REQUIRED WORK — Repeat the listing word for word. No pictures belong in the copy.

──────── INFORMATION SUPPLIED

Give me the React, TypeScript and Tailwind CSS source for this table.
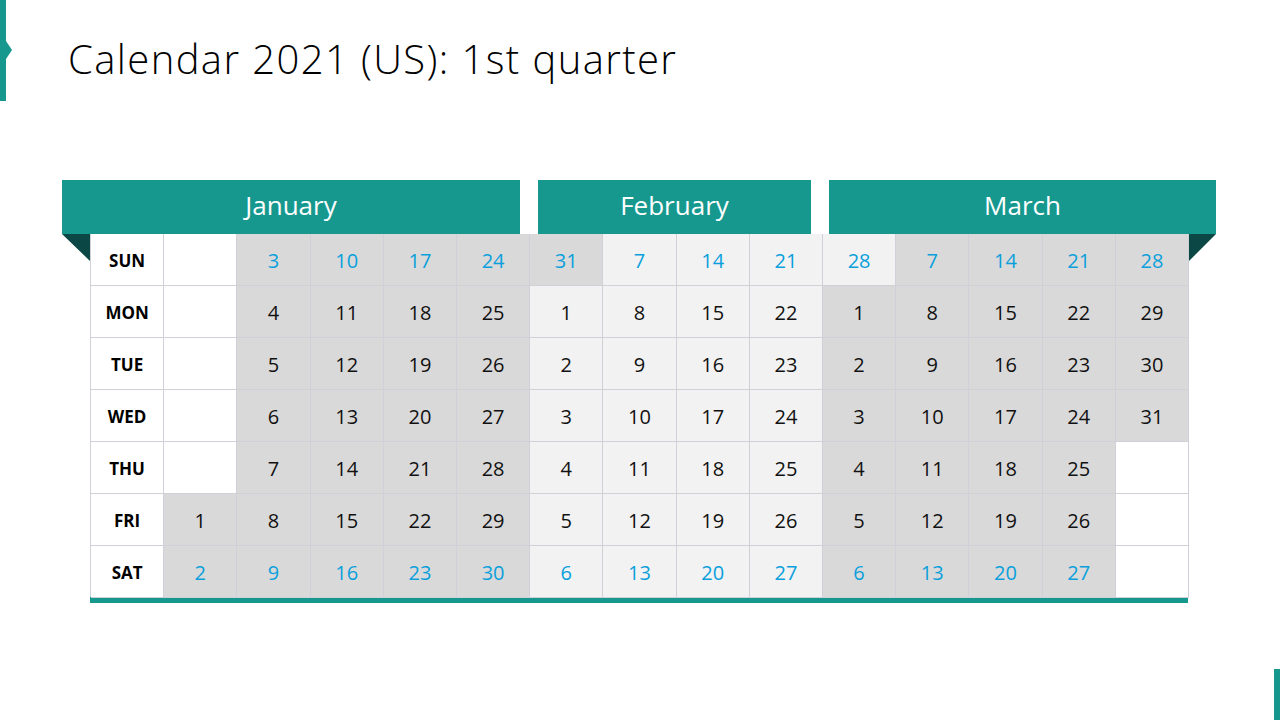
import React from 'react'

const DAYS = ['SUN', 'MON', 'TUE', 'WED', 'THU', 'FRI', 'SAT']
const MONTHS = [
  { name: 'January', w: 'w-[458px]' },
  { name: 'February', w: 'w-[273px]' },
  { name: 'March', w: 'w-[387px]' },
]

// Jan 1 2021 is a Friday -> column 0, row 5
function cellFor(col: number, row: number) {
  const d = col * 7 + row - 5
  if (d < 0 || d >= 90) return { label: '', bg: 'bg-white' }
  if (d < 31) return { label: String(d + 1), bg: 'bg-[#d9d9d9]' }
  if (d < 59) return { label: String(d - 30), bg: 'bg-[#f2f2f2]' }
  return { label: String(d - 58), bg: 'bg-[#d9d9d9]' }
}

export default function App() {
  return (
    <div className="w-[1280px] h-[720px] bg-white relative overflow-hidden" style={{ fontFamily: '"Open Sans", "Noto Sans", sans-serif' }}>
      <div className="flex items-start">
        <div className="relative w-[6px] h-[101px] bg-[#16988f]">
          <svg className="absolute left-[6px] top-[41px]" width="7" height="18" viewBox="0 0 7 18">
            <polygon points="0,0 6,9 0,18" fill="#16988f" />
          </svg>
        </div>
        <h1 className="ml-[62px] mt-[33px] text-[40px] leading-[52px] font-light text-black tracking-[1.4px]">
          Calendar 2021 (US): 1st quarter
        </h1>
      </div>

      <div className="ml-[62px] mt-[79px] w-[1154px]">
        <div className="flex gap-[18px]">
          {MONTHS.map(m => (
            <div key={m.name} className={`${m.w} h-[54px] pb-[3px] bg-[#16988f] flex items-center justify-center text-white text-[26px]`}>
              {m.name}
            </div>
          ))}
        </div>

        <div className="flex items-start">
          <svg width="28" height="27" viewBox="0 0 28 27" className="shrink-0">
            <polygon points="0,0 28,0 28,27" fill="#0b4845" />
          </svg>
          <div className="w-[1099px]">
            <div className="grid grid-cols-[repeat(15,minmax(0,1fr))] border-l border-[#d0d0d8]">
              {DAYS.map((day, r) => (
                <React.Fragment key={day}>
                  <div className="h-[52px] pt-[2px] bg-white border-r border-b border-[#d0d0d8] flex items-center justify-center text-[17px] font-bold text-black">
                    {day}
                  </div>
                  {Array.from({ length: 14 }).map((_, c) => {
                    const cell = cellFor(c, r)
                    const weekend = r === 0 || r === 6
                    return (
                      <div key={c} className={`h-[52px] pt-[2px] ${cell.bg} border-r border-b border-[#d0d0d8] flex items-center justify-center text-[20px] ${weekend ? 'text-[#0aa0dc]' : 'text-[#111]'}`}>
                        {cell.label}
                      </div>
                    )
                  })}
                </React.Fragment>
              ))}
            </div>
            <div className="h-[6px] w-[1098px] bg-[#16988f] -mt-px" />
          </div>
          <svg width="27" height="27" viewBox="0 0 27 27" className="shrink-0">
            <polygon points="0,0 27,0 0,27" fill="#0b4845" />
          </svg>
        </div>
      </div>

      <div className="absolute right-0 bottom-0 w-[6px] h-[51px] bg-[#16988f]" />
    </div>
  )
}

────────────────

EXERCISE OUTPUT —
Give me the React, TypeScript and Tailwind CSS source for this table.
import React from 'react'

const DAYS = ['SUN', 'MON', 'TUE', 'WED', 'THU', 'FRI', 'SAT']
const MONTHS = [
  { name: 'January', w: 'w-[458px]' },
  { name: 'February', w: 'w-[273px]' },
  { name: 'March', w: 'w-[387px]' },
]

// Jan 1 2021 is a Friday -> column 0, row 5
function cellFor(col: number, row: number) {
  const d = col * 7 + row - 5
  if (d < 0 || d >= 90) return { label: '', bg: 'bg-white' }
  if (d < 31) return { label: String(d + 1), bg: 'bg-[#d9d9d9]' }
  if (d < 59) return { label: String(d - 30), bg: 'bg-[#f2f2f2]' }
  return { label: String(d - 58), bg: 'bg-[#d9d9d9]' }
}

export default function App() {
  return (
    <div className="w-[1280px] h-[720px] bg-white relative overflow-hidden" style={{ fontFamily: '"Open Sans", "Noto Sans", sans-serif' }}>
      <div className="flex items-start">
        <div className="relative w-[6px] h-[101px] bg-[#16988f]">
          <svg className="absolute left-[6px] top-[41px]" width="7" height="18" viewBox="0 0 7 18">
            <polygon points="0,0 6,9 0,18" fill="#16988f" />
          </svg>
        </div>
        <h1 className="ml-[62px] mt-[33px] text-[40px] leading-[52px] font-light text-black tracking-[1.4px]">
          Calendar 2021 (US): 1st quarter
        </h1>
      </div>

      <div className="ml-[62px] mt-[79px] w-[1154px]">
        <div className="flex gap-[18px]">
          {MONTHS.map(m => (
            <div key={m.name} className={`${m.w} h-[54px] pb-[3px] bg-[#16988f] flex items-center justify-center text-white text-[26px]`}>
              {m.name}
            </div>
          ))}
        </div>

        <div className="flex items-start">
          <svg width="28" height="27" viewBox="0 0 28 27" className="shrink-0">
            <polygon points="0,0 28,0 28,27" fill="#0b4845" />
          </svg>
          <div className="w-[1099px]">
            <div className="grid grid-cols-[repeat(15,minmax(0,1fr))] border-l border-[#d0d0d8]">
              {DAYS.map((day, r) => (
                <React.Fragment key={day}>
                  <div className="h-[52px] pt-[2px] bg-white border-r border-b border-[#d0d0d8] flex items-center justify-center text-[17px] font-bold text-black">
                    {day}
                  </div>
                  {Array.from({ length: 14 }).map((_, c) => {
                    const cell = cellFor(c, r)
                    const weekend = r === 0 || r === 6
                    return (
                      <div key={c} className={`h-[52px] pt-[2px] ${cell.bg} border-r border-b border-[#d0d0d8] flex items-center justify-center text-[20px] ${weekend ? 'text-[#0aa0dc]' : 'text-[#111]'}`}>
                        {cell.label}
                      </div>
                    )
                  })}
                </React.Fragment>
              ))}
            </div>
            <div className="h-[6px] w-[1098px] bg-[#16988f] -mt-px" />
          </div>
          <svg width="27" height="27" viewBox="0 0 27 27" className="shrink-0">
            <polygon points="0,0 27,0 0,27" fill="#0b4845" />
          </svg>
        </div>
      </div>

      <div className="absolute right-0 bottom-0 w-[6px] h-[51px] bg-[#16988f]" />
    </div>
  )
}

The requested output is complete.